Lorsqu’une personne « de gauche » parle de « la droite », elle dépeint un
ordre établi dominant, hiérarchisé et injuste basé sur une logique tordue qui cache des motivations égocentriques. C’est un mélange de
traditionalisme religieux, d’autoritarisme policier, de machisme et de
capitalisme de gangsters en cravates. Sournoisement,
ceux qui y adhèrent sont conscients que le commerce est leur force et
c’est pourquoi ils s’opposent à ce qui le limite, mais n’hésitent pas à
recevoir de l’aide de l’État au besoin. Leur religion endort les
peuples. Leur police est là pour écraser la racaille qui menace cette
exploitation bien huilée.
Lorsqu’une personne « de droite » parle de « la gauche », elle pense à un
quémandeur appuyant un ordre rebelle chaotique, improductif et nivelant
par le bas à partir de motifs rêveurs, émotifs ou envieux. Leurs arguments s’appuient sur l’égalité
matérielle, la malchance des pauvres, ainsi qu’une conception de la
liberté qui ne va pas de pair avec la responsabilité. Sournoisement,
ceux qui y adhèrent sont conscients de leur médiocrité à se débrouiller
seul sur les marchés et c’est pourquoi ils investissent des foules
politiquement influentes de leur démagogie pour compenser.

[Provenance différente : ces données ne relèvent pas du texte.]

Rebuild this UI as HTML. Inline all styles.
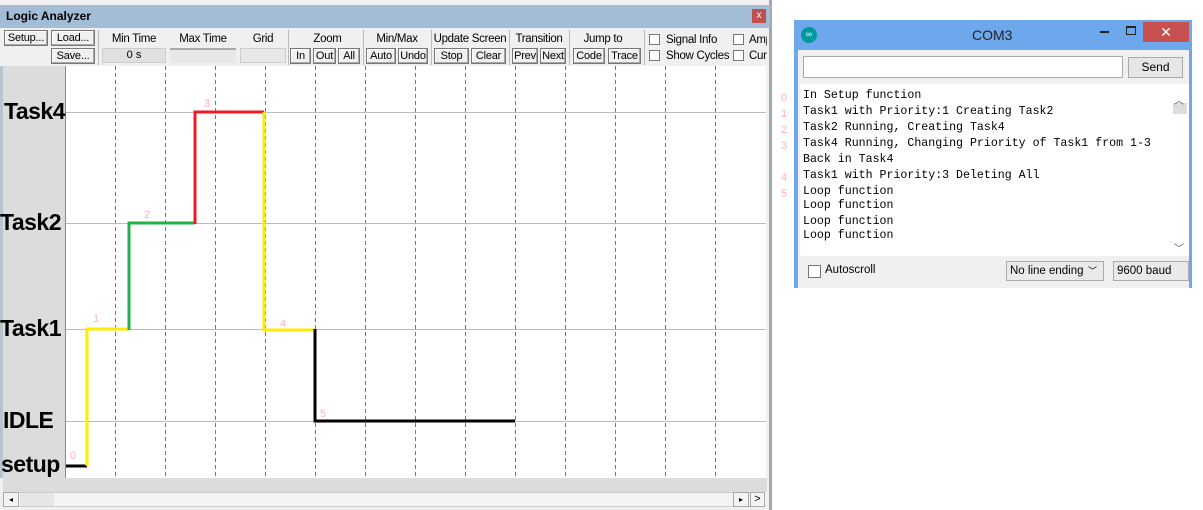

Lorsqu’une personne « de gauche » parle d’elle-même, elle se dépeint comme
membre de masses citoyennes unies contre l’exploitation d’un petit groupe
favorisé. Lorsqu’une personne « de droite » se décrit, elle se voit
en
défenseur de la responsabilité, de l’ordre, de biens légitimement acquis
et de l’effort intelligemment dirigé. Cette dichotomie cache de
multiples nuances et confusions.
1. La gauche établie
Les gens « de gauche » sont fortement représentés par des enseignants, des
chercheurs, des journalistes, des syndicalistes et donc des
intellectuels dont la tâche est de diffuser des messages moyennant un
salaire ou une influence venant la plupart du temps de l’État. Ils ne
sont pas affectés par la malchance ou par une incompétence qui les
pousse à riposter politiquement. Ils sont bien établis dans la société,
munis de privilèges légaux (permis d’enseignement, loi rendant les gens
captifs de leurs activités), capables de compléter des projets demandant
des efforts. Ils contrôlent l’accès aux marchés du travail névralgiques,
forçant littéralement des gens à se plier à leurs caprices. De façon
bien concrète, des gens doivent endurer leurs discours dans des salles
de classe pendant des années avant d’avoir le droit de postuler pour des
métiers techniques ou professionnels (ici
et
ici).
Sinon, ils peuvent être bloqués à l’entrée de certains métiers en raison
des coûts que les organisations de travailleurs en place relativement
aisés imposent aux investisseurs potentiellement motivés à entreprendre
des projets dans ce secteur. Ils sont convaincus de mériter cette
position en vertu de leurs diplômes ou de leur combat antérieur. De ce
point de vue, ces gens « de gauche » devraient être classé à droite en
tant que
substitut moderne du clergé
ou en tant que chien de garde d’une
aristocratie de travailleurs organisés en cartel.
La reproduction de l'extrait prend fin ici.